There always have been limitations on free speech (libel law affects what people can get away with saying, for example). Federal employees have Hatch Act limitations on some of what they can write and do on the job. I don't know if this college goes beyond what most others do -- there were no computer and server issues back when I was in college.
But when I read the directive, I thought to myself, well, students will be seeing similar directives once they go out into the working world. I think it mostly derives from corporate counsel seeking to limit litigation and lawsuits for harrassment, hostile workplace environments, etc. Once you're out in the working world, you get used to various limitations on use of employer provided equipment.
Note that the directive is under a section for IT. It reads to me very much like what an employer might tell employees in terms of using a *system* for electronic communication. Years ago many employers started putting out notices and directives, telling employees their computer activity was subject to being monitored, that they should limit non-work use of the system, etc.

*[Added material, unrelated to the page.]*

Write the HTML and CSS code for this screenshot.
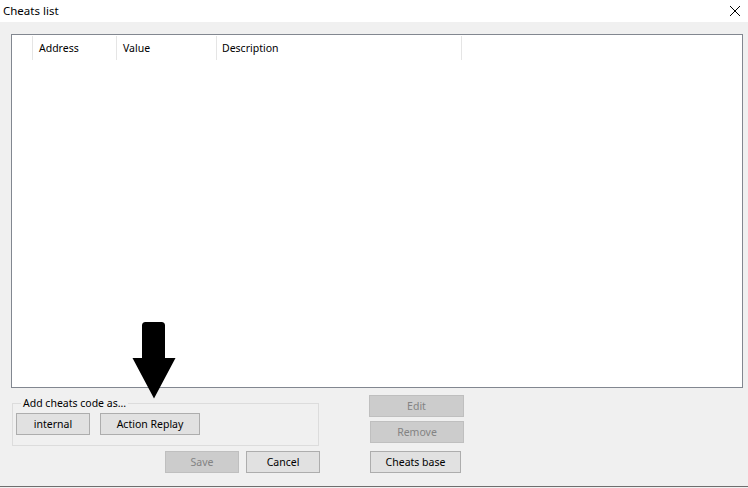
FILE: index.html
```html
<!DOCTYPE html>
<html>
<head>
<meta charset="utf-8">
<link rel="stylesheet" href="styles.css">
</head>
<body>
<div class="window">
  <div class="titlebar">
    <span class="title">Cheats list</span>
    <svg class="close" width="12" height="12" viewBox="0 0 12 12"><path d="M1 1 L11 11 M11 1 L1 11" stroke="#000" stroke-width="1" fill="none"/></svg>
  </div>
  <div class="content">
    <div class="list">
      <div class="list-header">
        <div class="col col-check"></div>
        <div class="col col-address">Address</div>
        <div class="col col-value">Value</div>
        <div class="col col-desc">Description</div>
      </div>
    </div>
    <div class="bottom">
      <div class="left">
        <fieldset class="group">
          <legend>Add cheats code as...</legend>
          <div class="group-row">
            <button class="btn btn-internal">internal</button>
            <button class="btn btn-ar">Action Replay</button>
          </div>
        </fieldset>
        <div class="actions">
          <button class="btn btn-save" disabled>Save</button>
          <button class="btn btn-cancel">Cancel</button>
        </div>
      </div>
      <div class="right">
        <button class="btn btn-edit" disabled>Edit</button>
        <button class="btn btn-remove" disabled>Remove</button>
        <button class="btn btn-base">Cheats base</button>
      </div>
    </div>
  </div>
  <svg class="arrow" width="50" height="84" viewBox="130 318 50 84">
    <path d="M142 358 V325.5 Q142 322 145.5 322 H161.5 Q165 322 165 325.5 V358 H175.5 L154 398.5 L132.5 358 Z" fill="#000"/>
  </svg>
</div>
</body>
</html>
```

FILE: styles.css
```css
* { box-sizing: border-box; }
html, body {
  margin: 0;
  padding: 0;
  background: #f0f0f0;
}
body {
  font-family: "Noto Sans", "Open Sans", sans-serif;
  font-size: 10.5px;
  color: #000;
}
.window {
  position: relative;
  width: 748px;
  height: 487px;
  background: #f0f0f0;
  border-bottom: 1px solid #6e6e6e;
}
.titlebar {
  height: 22px;
  background: #ffffff;
  display: flex;
  align-items: center;
  justify-content: space-between;
  padding: 0 7px 0 3px;
}
.title {
  font-size: 11.5px;
  line-height: 22px;
}
.close {
  display: block;
  margin-top: -1px;
}
.content {
  padding: 12px 5px 0 11px;
}
.list {
  height: 354px;
  background: #ffffff;
  border: 1px solid #828790;
}
.list-header {
  display: flex;
  padding-top: 1px;
  height: 25px;
}
.col {
  height: 24px;
  line-height: 24px;
  border-right: 1px solid #e5e5e5;
  padding-left: 6px;
  white-space: nowrap;
}
.col-check { width: 21px; }
.col-address { width: 84px; }
.col-value { width: 100px; }
.col-desc { width: 245px; padding-left: 5px; }
.bottom {
  display: flex;
  align-items: flex-start;
}
.left {
  width: 308px;
  margin-left: 1px;
}
.group {
  margin: 7px 0 0 0;
  width: 307px;
  border: 1px solid #dcdcdc;
  padding: 2px 0 10px 3px;
}
.group legend {
  margin-left: 5px;
  padding: 0 2px;
  line-height: 16px;
  height: 16px;
}
.group-row {
  display: flex;
  gap: 10px;
}
.btn {
  height: 22px;
  padding: 0;
  margin: 0;
  font-family: inherit;
  font-size: 10.5px;
  color: #000;
  background: #e1e1e1;
  border: 1px solid #adadad;
  border-radius: 0;
}
.btn:disabled {
  background: #cccccc;
  border-color: #bfbfbf;
  color: #838383;
}
.btn-internal { width: 74px; }
.btn-ar { width: 100px; }
.actions {
  display: flex;
  gap: 7px;
  margin-top: 5px;
  padding-left: 153px;
}
.btn-save, .btn-cancel { width: 74px; }
.right {
  display: flex;
  flex-direction: column;
  align-items: flex-start;
  margin-left: 49px;
  margin-top: 7px;
}
.btn-edit { width: 95px; }
.btn-remove { width: 94px; margin-left: 1px; margin-top: 4px; }
.btn-base { width: 91px; margin-left: 1px; margin-top: 8px; }
.arrow {
  position: absolute;
  left: 130px;
  top: 318px;
}
```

I read the Claremont directive as applying to their dot edu email. My interpretation is that the restrictions wouldn't apply to students logging on to Gmail or Hotmail or some other web based email service not linked to the college system. (The college would back up its servers but such backup doesn't capture what people sent and received using private, dot com web email services.)
Not unlike Karl Rove using his RNC issued BlackBerry with the GWB43.com email rather than his dot gov White House email, LOL. The latter fell under the PRA, the former did not. And of course you've probably noticed that when I post to the Archives listerv, I always use a dot com account, as I did at TNN. I don't use my dot gov account.
Good corrective, MK; thanks. Nothing like an eye-catching headline, huh? I almost put a question mark on the end, but I decided I do that too much -- a small victory of style over substance.
I do see the Claremont McKenna policy as part of the forced constriction of acceptable discourse that colleges and universities seems prone to. It's not like the students were ever going to be using the service just for official, college-related purposes. I've been offered an e-mail account via my prep school, for instance, which I took to be a marketing tool whereby alumni get attention for the school via their use of the domain name. But as acceptable-use policies such as this proliferate, I'd never want to use an e-mail account that I didn't own (or that wasn't private, I should say) lest someone come and tell me that I've inappropriately or even illegally disparaged somebody's politics.
The irony is that we need more civility, on campus and everywhere. Tough to legislate it, though. The impulse to be gracious comes from elsewhere.
Thanks again.
I totally concur in what you say in your concluding paragraph in response to my comment! It can't be legislated and has to come from elsewhere. I think I'm just so used to a life of rules and regulations, I tend to think, OK, what were Legal and IT thinking?